If you want to write, you have to accept that the first draft you write will look pretty ragged. It will not be perfect. But the important thing is to get it written. That’s the hard part. Once you actually have it all written down, it becomes real. It exists, and you can then take steps to polish and improve it. Expecting every word that flows from your fingers to be perfect first time is unrealistic and self-defeating, as you tend to get hung up endlessly trying to write the perfect first line, rather than ploughing ahead and telling the story.

I’ve spoken to a lot of writers who’ve told me that the first line, and sometimes even the whole first chapter, gets rewritten once the rest of the book is finished.
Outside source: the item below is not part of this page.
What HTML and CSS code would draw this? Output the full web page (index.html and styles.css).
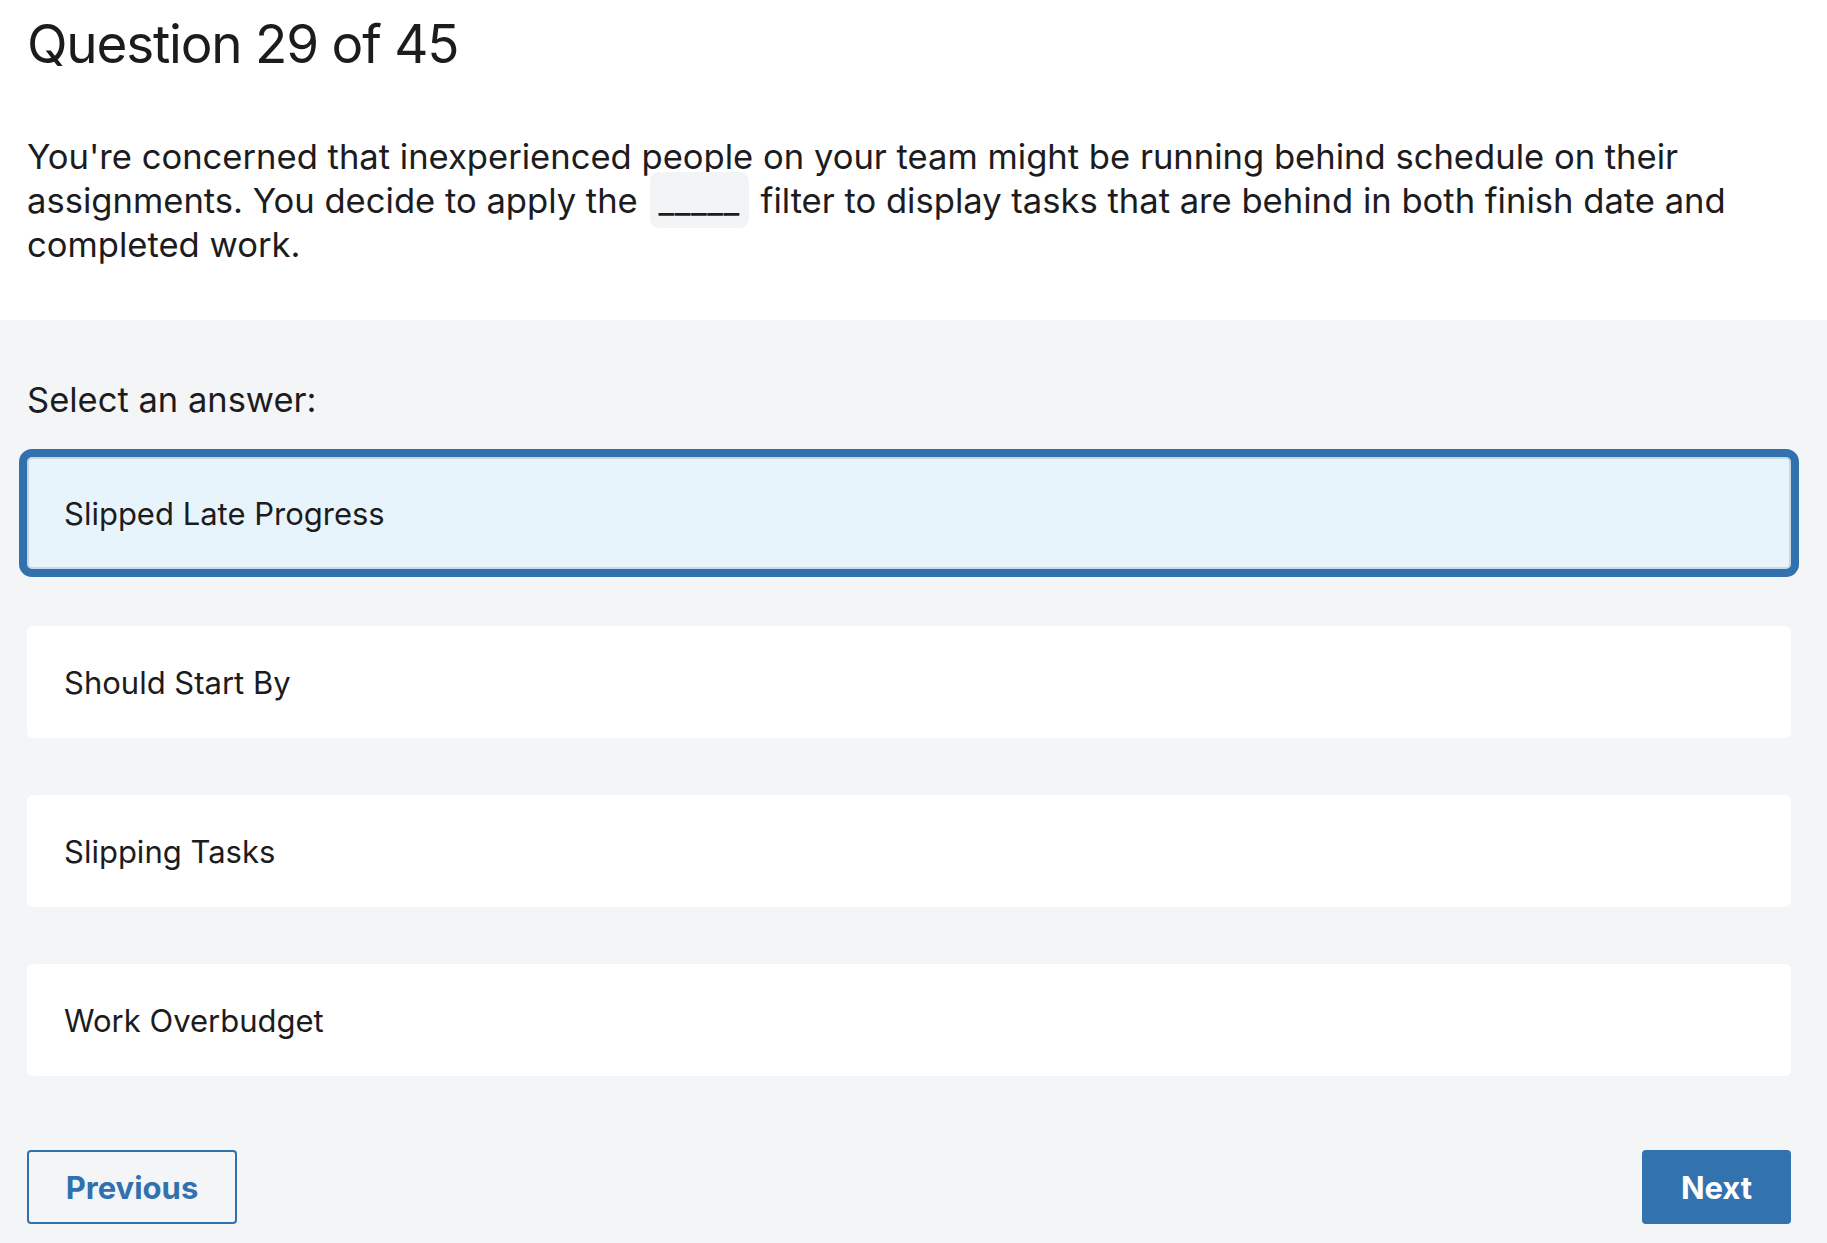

So why waste your time trying to make it perfect, when the end of your book might suggest a different way for the story to open?

A couple of years ago, I wrote the following in reply to a question on this site, and I think the words are just as applicable to Bill (and all the other Bills out there). I wrote:

“I will give you the best piece of advice I was ever given: just write the fucking thing. Getting the words down on paper is the hard part. And it doesn’t matter if your first draft sucks. All first drafts suck. The important part is that you write the story. Then, when you’ve finished it, you can go back and edit it, polish up the text to make it shine. Editing is easier than writing. So, if you have a story to tell, just write it down without worrying how it sounds. You will not hit perfection first time. But you will get a completed first draft that you can then work on, to bring it up to professional quality. A lot of people make the mistake of trying to edit as they go along – of trying to make each sentence perfect before moving on to the next – and that is deadly. Just write. Tidy up later. Go for it”

 

Step Away From The Keyboard

Sometimes, you just have to take a step back.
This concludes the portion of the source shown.